[START DATA]

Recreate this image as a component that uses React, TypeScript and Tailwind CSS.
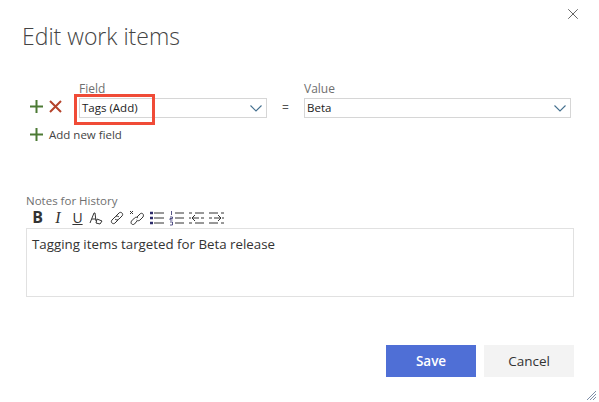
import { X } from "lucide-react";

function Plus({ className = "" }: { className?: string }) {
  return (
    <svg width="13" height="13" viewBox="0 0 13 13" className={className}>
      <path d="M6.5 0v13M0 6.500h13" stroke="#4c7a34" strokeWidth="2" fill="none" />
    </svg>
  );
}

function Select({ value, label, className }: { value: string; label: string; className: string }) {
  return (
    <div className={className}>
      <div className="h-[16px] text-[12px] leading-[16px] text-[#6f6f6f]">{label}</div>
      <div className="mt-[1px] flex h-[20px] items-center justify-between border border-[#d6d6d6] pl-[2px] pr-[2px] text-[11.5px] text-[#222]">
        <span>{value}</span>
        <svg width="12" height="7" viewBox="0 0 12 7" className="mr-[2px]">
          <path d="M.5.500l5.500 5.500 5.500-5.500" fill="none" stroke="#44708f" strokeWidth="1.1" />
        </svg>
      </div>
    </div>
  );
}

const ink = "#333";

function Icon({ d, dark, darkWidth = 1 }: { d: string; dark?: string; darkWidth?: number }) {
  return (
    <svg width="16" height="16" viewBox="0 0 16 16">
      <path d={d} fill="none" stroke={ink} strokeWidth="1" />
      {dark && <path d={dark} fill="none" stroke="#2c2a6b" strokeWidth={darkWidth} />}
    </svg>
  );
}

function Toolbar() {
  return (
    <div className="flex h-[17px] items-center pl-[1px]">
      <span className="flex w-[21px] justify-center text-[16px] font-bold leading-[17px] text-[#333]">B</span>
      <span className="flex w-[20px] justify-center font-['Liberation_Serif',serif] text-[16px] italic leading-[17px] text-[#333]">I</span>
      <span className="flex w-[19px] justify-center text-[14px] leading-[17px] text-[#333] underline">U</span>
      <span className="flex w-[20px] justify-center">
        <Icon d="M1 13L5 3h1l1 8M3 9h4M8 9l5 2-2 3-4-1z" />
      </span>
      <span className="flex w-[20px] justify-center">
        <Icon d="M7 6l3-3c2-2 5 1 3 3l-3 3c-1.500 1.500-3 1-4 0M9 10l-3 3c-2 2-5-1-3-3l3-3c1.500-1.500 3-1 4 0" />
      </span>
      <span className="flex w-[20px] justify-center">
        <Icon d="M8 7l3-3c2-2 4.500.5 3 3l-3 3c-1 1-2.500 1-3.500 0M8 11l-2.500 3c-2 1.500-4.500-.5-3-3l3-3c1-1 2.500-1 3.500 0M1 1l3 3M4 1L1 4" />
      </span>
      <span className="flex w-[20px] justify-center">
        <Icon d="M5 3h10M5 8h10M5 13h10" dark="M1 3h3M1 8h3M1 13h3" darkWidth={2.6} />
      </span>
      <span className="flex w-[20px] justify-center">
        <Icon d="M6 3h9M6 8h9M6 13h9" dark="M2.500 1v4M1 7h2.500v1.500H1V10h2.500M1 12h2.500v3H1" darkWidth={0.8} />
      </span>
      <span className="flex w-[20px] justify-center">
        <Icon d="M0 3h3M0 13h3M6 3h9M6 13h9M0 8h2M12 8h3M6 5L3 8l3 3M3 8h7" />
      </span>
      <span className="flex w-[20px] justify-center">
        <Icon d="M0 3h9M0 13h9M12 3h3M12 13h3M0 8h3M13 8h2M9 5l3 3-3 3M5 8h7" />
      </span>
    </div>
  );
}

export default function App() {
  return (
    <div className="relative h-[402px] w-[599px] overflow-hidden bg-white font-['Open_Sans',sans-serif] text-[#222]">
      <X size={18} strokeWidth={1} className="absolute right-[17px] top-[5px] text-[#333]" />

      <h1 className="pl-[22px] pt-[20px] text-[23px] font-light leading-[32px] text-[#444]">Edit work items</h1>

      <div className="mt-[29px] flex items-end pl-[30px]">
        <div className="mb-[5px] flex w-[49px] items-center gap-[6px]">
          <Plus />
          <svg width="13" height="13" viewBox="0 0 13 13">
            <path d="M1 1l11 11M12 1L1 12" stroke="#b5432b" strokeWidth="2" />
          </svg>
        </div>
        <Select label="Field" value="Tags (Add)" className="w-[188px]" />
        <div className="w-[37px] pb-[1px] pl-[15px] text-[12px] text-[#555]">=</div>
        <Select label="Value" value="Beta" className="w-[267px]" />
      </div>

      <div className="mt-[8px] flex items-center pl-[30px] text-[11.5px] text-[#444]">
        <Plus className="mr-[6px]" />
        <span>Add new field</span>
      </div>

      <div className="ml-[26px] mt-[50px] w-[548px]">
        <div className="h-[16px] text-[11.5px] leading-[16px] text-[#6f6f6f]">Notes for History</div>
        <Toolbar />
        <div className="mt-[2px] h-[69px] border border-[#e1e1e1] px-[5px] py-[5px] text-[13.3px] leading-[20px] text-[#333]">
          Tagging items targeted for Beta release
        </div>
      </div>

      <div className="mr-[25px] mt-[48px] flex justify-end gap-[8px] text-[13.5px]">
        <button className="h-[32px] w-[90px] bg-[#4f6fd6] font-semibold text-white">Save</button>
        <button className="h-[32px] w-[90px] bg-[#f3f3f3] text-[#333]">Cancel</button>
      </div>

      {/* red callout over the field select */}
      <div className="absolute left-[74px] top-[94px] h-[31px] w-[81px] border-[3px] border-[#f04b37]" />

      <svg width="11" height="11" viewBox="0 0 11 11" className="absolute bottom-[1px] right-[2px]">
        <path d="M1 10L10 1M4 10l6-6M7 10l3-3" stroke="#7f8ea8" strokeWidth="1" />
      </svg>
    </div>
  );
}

[END DATA]

GIVEN EXERCISE:
Output a faithful copy of the data, with each picture left out.

EXPECTED OUTPUT:
Recreate this image as a component that uses React, TypeScript and Tailwind CSS.
import { X } from "lucide-react";

function Plus({ className = "" }: { className?: string }) {
  return (
    <svg width="13" height="13" viewBox="0 0 13 13" className={className}>
      <path d="M6.5 0v13M0 6.500h13" stroke="#4c7a34" strokeWidth="2" fill="none" />
    </svg>
  );
}

function Select({ value, label, className }: { value: string; label: string; className: string }) {
  return (
    <div className={className}>
      <div className="h-[16px] text-[12px] leading-[16px] text-[#6f6f6f]">{label}</div>
      <div className="mt-[1px] flex h-[20px] items-center justify-between border border-[#d6d6d6] pl-[2px] pr-[2px] text-[11.5px] text-[#222]">
        <span>{value}</span>
        <svg width="12" height="7" viewBox="0 0 12 7" className="mr-[2px]">
          <path d="M.5.500l5.500 5.500 5.500-5.500" fill="none" stroke="#44708f" strokeWidth="1.1" />
        </svg>
      </div>
    </div>
  );
}

const ink = "#333";

function Icon({ d, dark, darkWidth = 1 }: { d: string; dark?: string; darkWidth?: number }) {
  return (
    <svg width="16" height="16" viewBox="0 0 16 16">
      <path d={d} fill="none" stroke={ink} strokeWidth="1" />
      {dark && <path d={dark} fill="none" stroke="#2c2a6b" strokeWidth={darkWidth} />}
    </svg>
  );
}

function Toolbar() {
  return (
    <div className="flex h-[17px] items-center pl-[1px]">
      <span className="flex w-[21px] justify-center text-[16px] font-bold leading-[17px] text-[#333]">B</span>
      <span className="flex w-[20px] justify-center font-['Liberation_Serif',serif] text-[16px] italic leading-[17px] text-[#333]">I</span>
      <span className="flex w-[19px] justify-center text-[14px] leading-[17px] text-[#333] underline">U</span>
      <span className="flex w-[20px] justify-center">
        <Icon d="M1 13L5 3h1l1 8M3 9h4M8 9l5 2-2 3-4-1z" />
      </span>
      <span className="flex w-[20px] justify-center">
        <Icon d="M7 6l3-3c2-2 5 1 3 3l-3 3c-1.500 1.500-3 1-4 0M9 10l-3 3c-2 2-5-1-3-3l3-3c1.500-1.500 3-1 4 0" />
      </span>
      <span className="flex w-[20px] justify-center">
        <Icon d="M8 7l3-3c2-2 4.500.5 3 3l-3 3c-1 1-2.500 1-3.500 0M8 11l-2.500 3c-2 1.500-4.500-.5-3-3l3-3c1-1 2.500-1 3.500 0M1 1l3 3M4 1L1 4" />
      </span>
      <span className="flex w-[20px] justify-center">
        <Icon d="M5 3h10M5 8h10M5 13h10" dark="M1 3h3M1 8h3M1 13h3" darkWidth={2.6} />
      </span>
      <span className="flex w-[20px] justify-center">
        <Icon d="M6 3h9M6 8h9M6 13h9" dark="M2.500 1v4M1 7h2.500v1.500H1V10h2.500M1 12h2.500v3H1" darkWidth={0.8} />
      </span>
      <span className="flex w-[20px] justify-center">
        <Icon d="M0 3h3M0 13h3M6 3h9M6 13h9M0 8h2M12 8h3M6 5L3 8l3 3M3 8h7" />
      </span>
      <span className="flex w-[20px] justify-center">
        <Icon d="M0 3h9M0 13h9M12 3h3M12 13h3M0 8h3M13 8h2M9 5l3 3-3 3M5 8h7" />
      </span>
    </div>
  );
}

export default function App() {
  return (
    <div className="relative h-[402px] w-[599px] overflow-hidden bg-white font-['Open_Sans',sans-serif] text-[#222]">
      <X size={18} strokeWidth={1} className="absolute right-[17px] top-[5px] text-[#333]" />

      <h1 className="pl-[22px] pt-[20px] text-[23px] font-light leading-[32px] text-[#444]">Edit work items</h1>

      <div className="mt-[29px] flex items-end pl-[30px]">
        <div className="mb-[5px] flex w-[49px] items-center gap-[6px]">
          <Plus />
          <svg width="13" height="13" viewBox="0 0 13 13">
            <path d="M1 1l11 11M12 1L1 12" stroke="#b5432b" strokeWidth="2" />
          </svg>
        </div>
        <Select label="Field" value="Tags (Add)" className="w-[188px]" />
        <div className="w-[37px] pb-[1px] pl-[15px] text-[12px] text-[#555]">=</div>
        <Select label="Value" value="Beta" className="w-[267px]" />
      </div>

      <div className="mt-[8px] flex items-center pl-[30px] text-[11.5px] text-[#444]">
        <Plus className="mr-[6px]" />
        <span>Add new field</span>
      </div>

      <div className="ml-[26px] mt-[50px] w-[548px]">
        <div className="h-[16px] text-[11.5px] leading-[16px] text-[#6f6f6f]">Notes for History</div>
        <Toolbar />
        <div className="mt-[2px] h-[69px] border border-[#e1e1e1] px-[5px] py-[5px] text-[13.3px] leading-[20px] text-[#333]">
          Tagging items targeted for Beta release
        </div>
      </div>

      <div className="mr-[25px] mt-[48px] flex justify-end gap-[8px] text-[13.5px]">
        <button className="h-[32px] w-[90px] bg-[#4f6fd6] font-semibold text-white">Save</button>
        <button className="h-[32px] w-[90px] bg-[#f3f3f3] text-[#333]">Cancel</button>
      </div>

      {/* red callout over the field select */}
      <div className="absolute left-[74px] top-[94px] h-[31px] w-[81px] border-[3px] border-[#f04b37]" />

      <svg width="11" height="11" viewBox="0 0 11 11" className="absolute bottom-[1px] right-[2px]">
        <path d="M1 10L10 1M4 10l6-6M7 10l3-3" stroke="#7f8ea8" strokeWidth="1" />
      </svg>
    </div>
  );
}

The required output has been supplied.